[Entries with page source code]
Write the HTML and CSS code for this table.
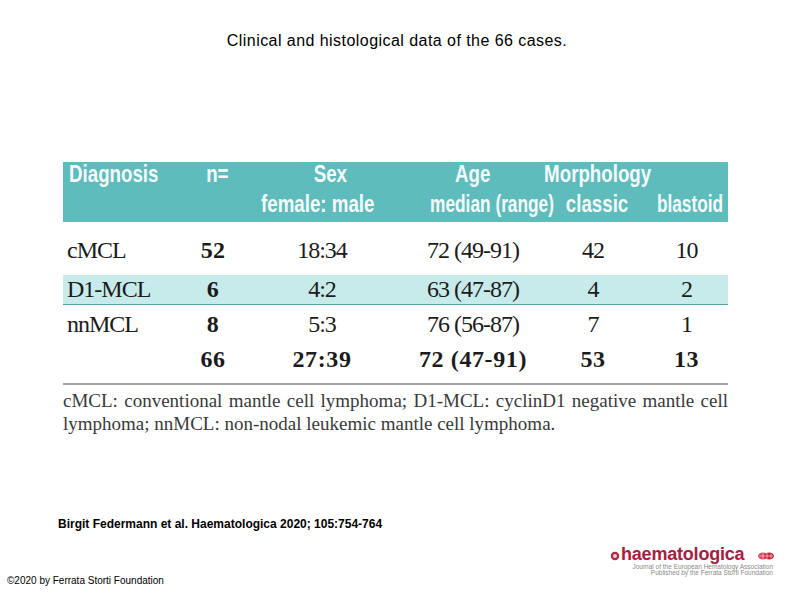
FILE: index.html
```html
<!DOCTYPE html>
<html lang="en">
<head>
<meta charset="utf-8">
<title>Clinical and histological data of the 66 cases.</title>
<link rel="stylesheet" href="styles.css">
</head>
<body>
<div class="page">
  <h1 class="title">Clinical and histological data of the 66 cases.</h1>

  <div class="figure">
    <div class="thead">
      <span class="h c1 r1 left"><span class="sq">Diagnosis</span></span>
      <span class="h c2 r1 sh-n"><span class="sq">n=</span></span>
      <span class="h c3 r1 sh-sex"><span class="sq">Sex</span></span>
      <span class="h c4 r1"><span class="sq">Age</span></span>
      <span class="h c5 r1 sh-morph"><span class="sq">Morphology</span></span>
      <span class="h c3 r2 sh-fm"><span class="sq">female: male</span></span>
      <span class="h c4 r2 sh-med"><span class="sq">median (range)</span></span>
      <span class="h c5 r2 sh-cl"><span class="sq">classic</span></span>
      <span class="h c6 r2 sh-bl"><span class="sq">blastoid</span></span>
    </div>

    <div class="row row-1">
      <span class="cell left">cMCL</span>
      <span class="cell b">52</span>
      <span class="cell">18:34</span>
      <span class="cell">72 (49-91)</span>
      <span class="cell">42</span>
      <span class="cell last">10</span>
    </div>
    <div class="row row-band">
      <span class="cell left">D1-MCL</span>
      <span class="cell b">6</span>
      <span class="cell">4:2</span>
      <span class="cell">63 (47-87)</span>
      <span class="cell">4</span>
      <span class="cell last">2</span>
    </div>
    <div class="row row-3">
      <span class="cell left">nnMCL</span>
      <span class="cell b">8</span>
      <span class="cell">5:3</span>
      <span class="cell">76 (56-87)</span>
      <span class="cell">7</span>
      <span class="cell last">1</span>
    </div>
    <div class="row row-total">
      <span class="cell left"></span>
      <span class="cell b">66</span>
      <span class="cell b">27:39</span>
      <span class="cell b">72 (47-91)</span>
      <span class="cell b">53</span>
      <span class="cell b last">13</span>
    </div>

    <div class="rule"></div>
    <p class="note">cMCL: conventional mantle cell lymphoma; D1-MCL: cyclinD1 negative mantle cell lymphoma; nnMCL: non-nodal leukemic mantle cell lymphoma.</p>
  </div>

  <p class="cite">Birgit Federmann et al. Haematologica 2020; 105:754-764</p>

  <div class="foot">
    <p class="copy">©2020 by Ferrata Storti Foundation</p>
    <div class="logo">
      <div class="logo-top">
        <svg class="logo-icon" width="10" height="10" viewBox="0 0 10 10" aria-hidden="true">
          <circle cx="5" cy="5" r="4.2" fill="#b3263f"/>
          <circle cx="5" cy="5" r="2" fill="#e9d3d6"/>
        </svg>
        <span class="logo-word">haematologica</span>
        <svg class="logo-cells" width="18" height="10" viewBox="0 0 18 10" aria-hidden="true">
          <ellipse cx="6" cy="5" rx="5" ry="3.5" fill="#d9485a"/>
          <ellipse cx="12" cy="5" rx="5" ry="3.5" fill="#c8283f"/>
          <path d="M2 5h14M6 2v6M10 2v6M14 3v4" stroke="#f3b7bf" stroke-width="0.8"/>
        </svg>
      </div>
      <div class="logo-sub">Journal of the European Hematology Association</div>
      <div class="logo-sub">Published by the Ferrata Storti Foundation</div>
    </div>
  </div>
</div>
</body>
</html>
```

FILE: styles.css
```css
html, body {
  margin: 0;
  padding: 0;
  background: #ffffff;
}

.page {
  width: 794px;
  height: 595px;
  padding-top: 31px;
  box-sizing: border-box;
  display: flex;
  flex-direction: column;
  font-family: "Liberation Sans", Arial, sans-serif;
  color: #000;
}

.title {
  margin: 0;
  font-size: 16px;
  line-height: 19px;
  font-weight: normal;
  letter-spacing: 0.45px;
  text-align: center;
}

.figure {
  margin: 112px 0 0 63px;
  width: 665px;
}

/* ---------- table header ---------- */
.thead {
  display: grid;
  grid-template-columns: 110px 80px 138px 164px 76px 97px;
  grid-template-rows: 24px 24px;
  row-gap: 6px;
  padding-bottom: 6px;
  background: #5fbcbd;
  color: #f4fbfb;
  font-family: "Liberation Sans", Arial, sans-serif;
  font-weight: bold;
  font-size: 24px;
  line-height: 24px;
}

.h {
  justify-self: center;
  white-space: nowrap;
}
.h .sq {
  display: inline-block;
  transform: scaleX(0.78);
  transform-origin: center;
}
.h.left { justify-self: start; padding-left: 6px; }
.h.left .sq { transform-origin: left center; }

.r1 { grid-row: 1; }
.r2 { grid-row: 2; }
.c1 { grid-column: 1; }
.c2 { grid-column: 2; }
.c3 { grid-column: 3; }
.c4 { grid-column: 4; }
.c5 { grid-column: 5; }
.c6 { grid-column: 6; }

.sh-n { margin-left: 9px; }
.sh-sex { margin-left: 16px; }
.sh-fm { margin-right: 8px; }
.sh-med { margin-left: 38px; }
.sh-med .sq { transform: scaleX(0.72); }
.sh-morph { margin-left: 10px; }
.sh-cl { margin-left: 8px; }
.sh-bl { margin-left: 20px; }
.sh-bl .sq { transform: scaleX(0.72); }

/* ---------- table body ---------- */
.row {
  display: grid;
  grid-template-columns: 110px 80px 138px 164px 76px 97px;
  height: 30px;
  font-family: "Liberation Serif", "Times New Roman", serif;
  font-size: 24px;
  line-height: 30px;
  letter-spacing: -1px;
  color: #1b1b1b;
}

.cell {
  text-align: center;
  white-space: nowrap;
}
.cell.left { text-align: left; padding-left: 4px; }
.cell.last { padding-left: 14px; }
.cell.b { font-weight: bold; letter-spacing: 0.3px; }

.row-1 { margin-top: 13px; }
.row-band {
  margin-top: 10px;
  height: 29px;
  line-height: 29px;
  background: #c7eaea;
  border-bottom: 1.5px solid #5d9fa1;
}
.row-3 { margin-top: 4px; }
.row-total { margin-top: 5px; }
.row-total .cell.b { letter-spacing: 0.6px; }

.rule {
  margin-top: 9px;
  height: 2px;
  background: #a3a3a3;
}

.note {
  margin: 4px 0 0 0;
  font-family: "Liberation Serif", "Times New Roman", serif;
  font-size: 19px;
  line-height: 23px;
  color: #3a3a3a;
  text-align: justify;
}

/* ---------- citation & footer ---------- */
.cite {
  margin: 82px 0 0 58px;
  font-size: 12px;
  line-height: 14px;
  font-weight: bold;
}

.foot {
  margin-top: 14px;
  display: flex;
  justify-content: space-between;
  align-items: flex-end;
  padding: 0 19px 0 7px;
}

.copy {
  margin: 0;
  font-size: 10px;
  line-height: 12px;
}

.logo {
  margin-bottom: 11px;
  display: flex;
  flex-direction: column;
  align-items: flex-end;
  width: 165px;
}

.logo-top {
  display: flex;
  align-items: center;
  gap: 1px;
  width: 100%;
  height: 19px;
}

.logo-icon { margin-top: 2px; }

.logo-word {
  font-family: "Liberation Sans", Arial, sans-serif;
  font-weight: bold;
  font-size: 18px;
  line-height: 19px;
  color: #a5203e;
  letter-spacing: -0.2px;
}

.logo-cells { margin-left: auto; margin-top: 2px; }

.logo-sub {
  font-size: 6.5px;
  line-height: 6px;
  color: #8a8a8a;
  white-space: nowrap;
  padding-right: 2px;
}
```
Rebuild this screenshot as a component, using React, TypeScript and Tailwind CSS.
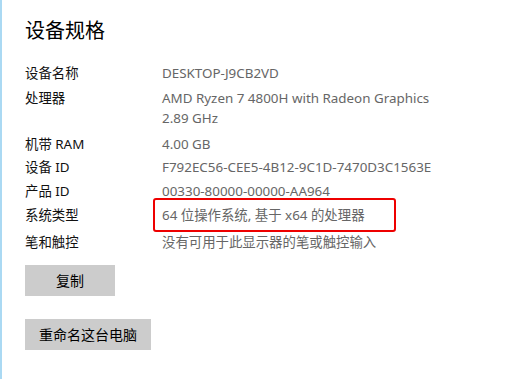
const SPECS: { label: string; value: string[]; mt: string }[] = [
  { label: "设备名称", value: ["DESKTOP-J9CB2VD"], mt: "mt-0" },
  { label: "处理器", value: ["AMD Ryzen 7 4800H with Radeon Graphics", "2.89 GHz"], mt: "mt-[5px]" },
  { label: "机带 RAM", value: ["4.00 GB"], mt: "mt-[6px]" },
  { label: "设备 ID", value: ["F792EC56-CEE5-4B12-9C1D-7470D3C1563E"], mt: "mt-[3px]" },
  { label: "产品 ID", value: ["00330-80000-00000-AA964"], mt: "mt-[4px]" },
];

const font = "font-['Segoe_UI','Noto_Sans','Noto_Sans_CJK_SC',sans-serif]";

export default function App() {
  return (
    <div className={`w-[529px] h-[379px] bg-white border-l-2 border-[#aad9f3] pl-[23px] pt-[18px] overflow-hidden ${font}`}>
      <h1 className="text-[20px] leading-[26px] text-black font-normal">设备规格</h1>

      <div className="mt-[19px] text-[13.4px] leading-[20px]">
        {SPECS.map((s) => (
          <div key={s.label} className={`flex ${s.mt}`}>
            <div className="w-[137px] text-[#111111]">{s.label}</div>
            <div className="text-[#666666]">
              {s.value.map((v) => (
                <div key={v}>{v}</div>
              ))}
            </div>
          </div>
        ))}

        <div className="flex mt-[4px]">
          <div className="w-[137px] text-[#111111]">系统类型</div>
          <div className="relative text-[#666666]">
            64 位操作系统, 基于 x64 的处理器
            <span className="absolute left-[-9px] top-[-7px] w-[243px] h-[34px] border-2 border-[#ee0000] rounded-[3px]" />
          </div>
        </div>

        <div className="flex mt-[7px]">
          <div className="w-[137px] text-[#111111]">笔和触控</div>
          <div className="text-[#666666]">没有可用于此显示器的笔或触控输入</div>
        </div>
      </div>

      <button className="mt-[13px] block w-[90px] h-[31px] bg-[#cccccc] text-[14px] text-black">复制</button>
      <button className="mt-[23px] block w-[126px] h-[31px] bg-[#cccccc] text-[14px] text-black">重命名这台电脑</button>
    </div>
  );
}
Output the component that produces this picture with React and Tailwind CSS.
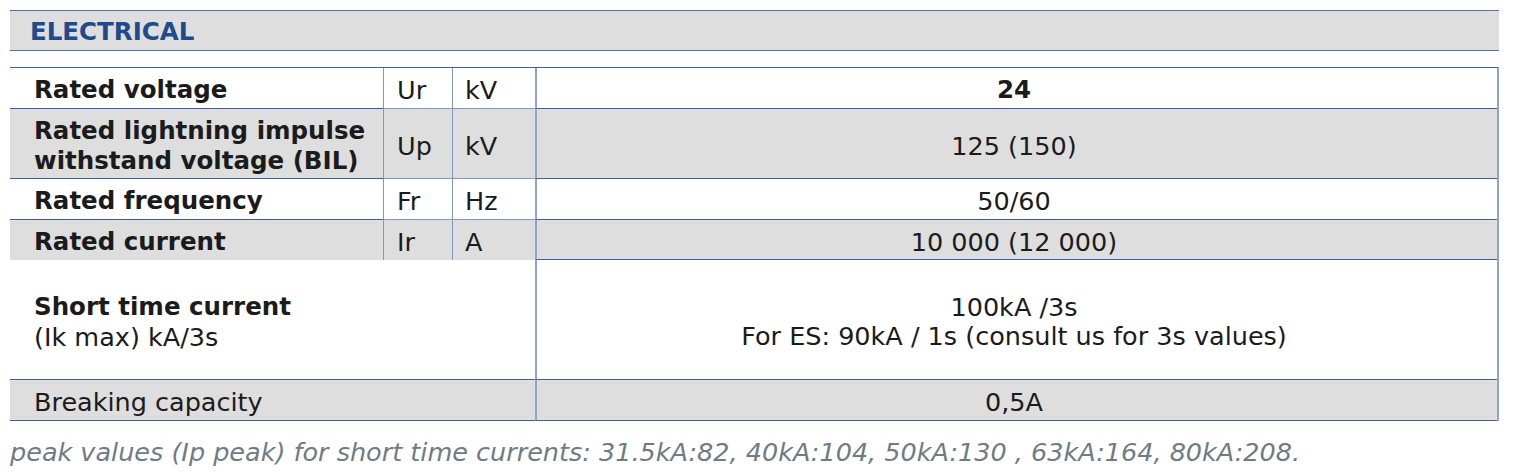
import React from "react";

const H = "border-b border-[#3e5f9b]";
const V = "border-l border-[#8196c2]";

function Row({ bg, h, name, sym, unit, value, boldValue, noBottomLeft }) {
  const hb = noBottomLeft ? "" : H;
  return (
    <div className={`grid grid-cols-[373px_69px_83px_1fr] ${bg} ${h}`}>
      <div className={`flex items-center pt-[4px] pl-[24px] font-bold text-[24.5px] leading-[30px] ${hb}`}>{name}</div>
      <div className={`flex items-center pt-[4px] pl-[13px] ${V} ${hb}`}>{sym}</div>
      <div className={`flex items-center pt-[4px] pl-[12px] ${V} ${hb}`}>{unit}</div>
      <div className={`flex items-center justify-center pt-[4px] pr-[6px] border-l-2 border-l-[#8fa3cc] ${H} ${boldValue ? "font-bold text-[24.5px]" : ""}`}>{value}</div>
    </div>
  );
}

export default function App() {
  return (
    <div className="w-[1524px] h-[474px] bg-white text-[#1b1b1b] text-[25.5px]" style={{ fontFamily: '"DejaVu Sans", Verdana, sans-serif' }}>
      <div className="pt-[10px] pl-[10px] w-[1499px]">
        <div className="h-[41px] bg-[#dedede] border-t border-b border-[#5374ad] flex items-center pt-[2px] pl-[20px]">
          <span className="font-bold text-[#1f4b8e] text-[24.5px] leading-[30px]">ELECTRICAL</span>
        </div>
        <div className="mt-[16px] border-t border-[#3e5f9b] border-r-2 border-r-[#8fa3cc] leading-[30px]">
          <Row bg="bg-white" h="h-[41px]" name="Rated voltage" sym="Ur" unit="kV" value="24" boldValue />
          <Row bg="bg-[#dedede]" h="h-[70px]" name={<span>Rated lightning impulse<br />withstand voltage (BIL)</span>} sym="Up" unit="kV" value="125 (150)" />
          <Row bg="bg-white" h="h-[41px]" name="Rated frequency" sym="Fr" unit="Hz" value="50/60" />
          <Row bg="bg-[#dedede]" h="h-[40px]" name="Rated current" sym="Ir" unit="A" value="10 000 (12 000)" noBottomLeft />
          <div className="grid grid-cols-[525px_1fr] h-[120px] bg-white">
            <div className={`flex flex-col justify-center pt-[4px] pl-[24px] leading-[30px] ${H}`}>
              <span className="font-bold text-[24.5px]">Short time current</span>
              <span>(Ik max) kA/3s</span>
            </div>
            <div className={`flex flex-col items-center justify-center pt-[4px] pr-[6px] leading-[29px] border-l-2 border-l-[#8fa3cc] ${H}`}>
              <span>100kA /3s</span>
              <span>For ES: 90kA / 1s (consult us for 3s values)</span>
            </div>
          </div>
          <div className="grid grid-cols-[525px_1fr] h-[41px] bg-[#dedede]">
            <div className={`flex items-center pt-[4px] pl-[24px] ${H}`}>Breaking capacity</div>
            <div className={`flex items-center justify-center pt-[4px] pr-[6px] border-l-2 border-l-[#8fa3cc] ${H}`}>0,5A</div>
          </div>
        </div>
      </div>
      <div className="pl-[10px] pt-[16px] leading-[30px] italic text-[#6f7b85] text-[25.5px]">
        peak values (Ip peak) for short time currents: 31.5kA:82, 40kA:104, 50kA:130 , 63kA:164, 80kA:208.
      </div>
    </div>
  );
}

**GIVEN EXERCISE:** Write the number of lines containing the word "table" and nothing besides it.

**TASK OUTPUT:** 3